→ WHAT THE EXERCISE ASKS:
Below is a listing to write out in full, exactly as given, without its pictures.

## BEGIN

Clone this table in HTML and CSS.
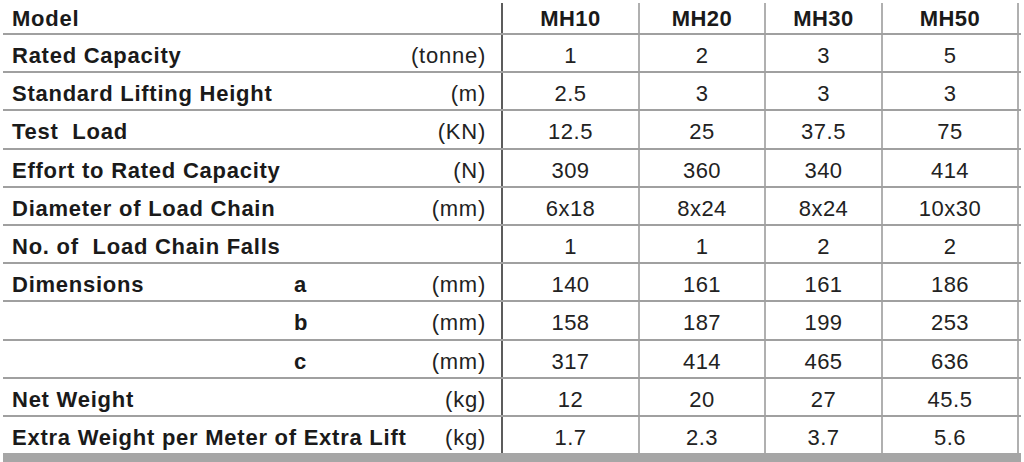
FILE: index.html
```html
<!DOCTYPE html>
<html>
<head>
<meta charset="utf-8">
<link rel="stylesheet" href="styles.css">
</head>
<body>
<div class="sheet">
  <div class="row head">
    <div class="lab"><span class="name">Model</span></div>
    <div class="val first">MH10</div>
    <div class="val">MH20</div>
    <div class="val">MH30</div>
    <div class="val last">MH50</div>
  </div>
  <div class="row">
    <div class="lab"><span class="name">Rated Capacity</span><span class="unit">(tonne)</span></div>
    <div class="val first">1</div><div class="val">2</div><div class="val">3</div><div class="val last">5</div>
  </div>
  <div class="row">
    <div class="lab"><span class="name">Standard Lifting Height</span><span class="unit">(m)</span></div>
    <div class="val first">2.5</div><div class="val">3</div><div class="val">3</div><div class="val last">3</div>
  </div>
  <div class="row">
    <div class="lab"><span class="name">Test&nbsp; Load</span><span class="unit">(KN)</span></div>
    <div class="val first">12.5</div><div class="val">25</div><div class="val">37.5</div><div class="val last">75</div>
  </div>
  <div class="row">
    <div class="lab"><span class="name">Effort to Rated Capacity</span><span class="unit">(N)</span></div>
    <div class="val first">309</div><div class="val">360</div><div class="val">340</div><div class="val last">414</div>
  </div>
  <div class="row">
    <div class="lab"><span class="name">Diameter of Load Chain</span><span class="unit">(mm)</span></div>
    <div class="val first">6x18</div><div class="val">8x24</div><div class="val">8x24</div><div class="val last">10x30</div>
  </div>
  <div class="row">
    <div class="lab"><span class="name">No. of&nbsp; Load Chain Falls</span></div>
    <div class="val first">1</div><div class="val">1</div><div class="val">2</div><div class="val last">2</div>
  </div>
  <div class="row">
    <div class="lab"><span class="name">Dimensions</span><span class="sub">a</span><span class="unit">(mm)</span></div>
    <div class="val first">140</div><div class="val">161</div><div class="val">161</div><div class="val last">186</div>
  </div>
  <div class="row">
    <div class="lab"><span class="sub">b</span><span class="unit">(mm)</span></div>
    <div class="val first">158</div><div class="val">187</div><div class="val">199</div><div class="val last">253</div>
  </div>
  <div class="row">
    <div class="lab"><span class="sub">c</span><span class="unit">(mm)</span></div>
    <div class="val first">317</div><div class="val">414</div><div class="val">465</div><div class="val last">636</div>
  </div>
  <div class="row">
    <div class="lab"><span class="name">Net Weight</span><span class="unit">(kg)</span></div>
    <div class="val first">12</div><div class="val">20</div><div class="val">27</div><div class="val last">45.5</div>
  </div>
  <div class="row end">
    <div class="lab"><span class="name">Extra Weight per Meter of Extra Lift</span><span class="unit">(kg)</span></div>
    <div class="val first">1.7</div><div class="val">2.3</div><div class="val">3.7</div><div class="val last">5.6</div>
  </div>
  <div class="bar"></div>
</div>
</body>
</html>
```
FILE: styles.css
```css
html, body {
  margin: 0;
  padding: 0;
  background: #ffffff;
}
body {
  width: 1024px;
  height: 462px;
  overflow: hidden;
  font-family: "Liberation Sans", Arial, sans-serif;
  color: #1a1a1a;
}
.sheet {
  margin-left: 3px;
  width: 1018px;
}
.row {
  display: grid;
  grid-template-columns: 498px 137px 126px 117px 138px;
  height: 38.2px;
  box-sizing: border-box;
  border-bottom: 2px solid #a0a0a0;
}
.row.head {
  height: 35px;
  padding-top: 3px;
}
.row.end {
  height: 36px;
  border-bottom: none;
}
.lab {
  display: grid;
  grid-template-columns: 282px 1fr auto;
  align-items: center;
  padding: 6px 15px 0 9px;
  font-size: 22px;
  letter-spacing: 0.75px;
  white-space: nowrap;
}
.head .lab {
  padding-top: 2px;
}
.name {
  grid-column: 1 / 3;
  grid-row: 1;
  font-weight: bold;
}
.sub {
  grid-column: 2;
  grid-row: 1;
  font-weight: bold;
}
.unit {
  grid-column: 3;
  grid-row: 1;
  justify-self: end;
  color: #222;
}
.val {
  display: flex;
  align-items: center;
  justify-content: center;
  padding-top: 6px;
  font-size: 22px;
  letter-spacing: 0.5px;
  color: #222;
  border-left: 2px solid #b0b0b0;
}
.val.first {
  border-left: 2px solid #5c5c5c;
}
.val.last {
  border-right: 2px solid #b0b0b0;
}
.head .val {
  font-weight: bold;
  color: #1a1a1a;
  padding-top: 2px;
}
.bar {
  height: 12px;
  background: #a6a6a6;
}
```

## END

→ ANSWER TO THE PROBLEM:
Clone this table in HTML and CSS.
FILE: index.html
```html
<!DOCTYPE html>
<html>
<head>
<meta charset="utf-8">
<link rel="stylesheet" href="styles.css">
</head>
<body>
<div class="sheet">
  <div class="row head">
    <div class="lab"><span class="name">Model</span></div>
    <div class="val first">MH10</div>
    <div class="val">MH20</div>
    <div class="val">MH30</div>
    <div class="val last">MH50</div>
  </div>
  <div class="row">
    <div class="lab"><span class="name">Rated Capacity</span><span class="unit">(tonne)</span></div>
    <div class="val first">1</div><div class="val">2</div><div class="val">3</div><div class="val last">5</div>
  </div>
  <div class="row">
    <div class="lab"><span class="name">Standard Lifting Height</span><span class="unit">(m)</span></div>
    <div class="val first">2.5</div><div class="val">3</div><div class="val">3</div><div class="val last">3</div>
  </div>
  <div class="row">
    <div class="lab"><span class="name">Test&nbsp; Load</span><span class="unit">(KN)</span></div>
    <div class="val first">12.5</div><div class="val">25</div><div class="val">37.5</div><div class="val last">75</div>
  </div>
  <div class="row">
    <div class="lab"><span class="name">Effort to Rated Capacity</span><span class="unit">(N)</span></div>
    <div class="val first">309</div><div class="val">360</div><div class="val">340</div><div class="val last">414</div>
  </div>
  <div class="row">
    <div class="lab"><span class="name">Diameter of Load Chain</span><span class="unit">(mm)</span></div>
    <div class="val first">6x18</div><div class="val">8x24</div><div class="val">8x24</div><div class="val last">10x30</div>
  </div>
  <div class="row">
    <div class="lab"><span class="name">No. of&nbsp; Load Chain Falls</span></div>
    <div class="val first">1</div><div class="val">1</div><div class="val">2</div><div class="val last">2</div>
  </div>
  <div class="row">
    <div class="lab"><span class="name">Dimensions</span><span class="sub">a</span><span class="unit">(mm)</span></div>
    <div class="val first">140</div><div class="val">161</div><div class="val">161</div><div class="val last">186</div>
  </div>
  <div class="row">
    <div class="lab"><span class="sub">b</span><span class="unit">(mm)</span></div>
    <div class="val first">158</div><div class="val">187</div><div class="val">199</div><div class="val last">253</div>
  </div>
  <div class="row">
    <div class="lab"><span class="sub">c</span><span class="unit">(mm)</span></div>
    <div class="val first">317</div><div class="val">414</div><div class="val">465</div><div class="val last">636</div>
  </div>
  <div class="row">
    <div class="lab"><span class="name">Net Weight</span><span class="unit">(kg)</span></div>
    <div class="val first">12</div><div class="val">20</div><div class="val">27</div><div class="val last">45.5</div>
  </div>
  <div class="row end">
    <div class="lab"><span class="name">Extra Weight per Meter of Extra Lift</span><span class="unit">(kg)</span></div>
    <div class="val first">1.7</div><div class="val">2.3</div><div class="val">3.7</div><div class="val last">5.6</div>
  </div>
  <div class="bar"></div>
</div>
</body>
</html>
```
FILE: styles.css
```css
html, body {
  margin: 0;
  padding: 0;
  background: #ffffff;
}
body {
  width: 1024px;
  height: 462px;
  overflow: hidden;
  font-family: "Liberation Sans", Arial, sans-serif;
  color: #1a1a1a;
}
.sheet {
  margin-left: 3px;
  width: 1018px;
}
.row {
  display: grid;
  grid-template-columns: 498px 137px 126px 117px 138px;
  height: 38.2px;
  box-sizing: border-box;
  border-bottom: 2px solid #a0a0a0;
}
.row.head {
  height: 35px;
  padding-top: 3px;
}
.row.end {
  height: 36px;
  border-bottom: none;
}
.lab {
  display: grid;
  grid-template-columns: 282px 1fr auto;
  align-items: center;
  padding: 6px 15px 0 9px;
  font-size: 22px;
  letter-spacing: 0.75px;
  white-space: nowrap;
}
.head .lab {
  padding-top: 2px;
}
.name {
  grid-column: 1 / 3;
  grid-row: 1;
  font-weight: bold;
}
.sub {
  grid-column: 2;
  grid-row: 1;
  font-weight: bold;
}
.unit {
  grid-column: 3;
  grid-row: 1;
  justify-self: end;
  color: #222;
}
.val {
  display: flex;
  align-items: center;
  justify-content: center;
  padding-top: 6px;
  font-size: 22px;
  letter-spacing: 0.5px;
  color: #222;
  border-left: 2px solid #b0b0b0;
}
.val.first {
  border-left: 2px solid #5c5c5c;
}
.val.last {
  border-right: 2px solid #b0b0b0;
}
.head .val {
  font-weight: bold;
  color: #1a1a1a;
  padding-top: 2px;
}
.bar {
  height: 12px;
  background: #a6a6a6;
}
```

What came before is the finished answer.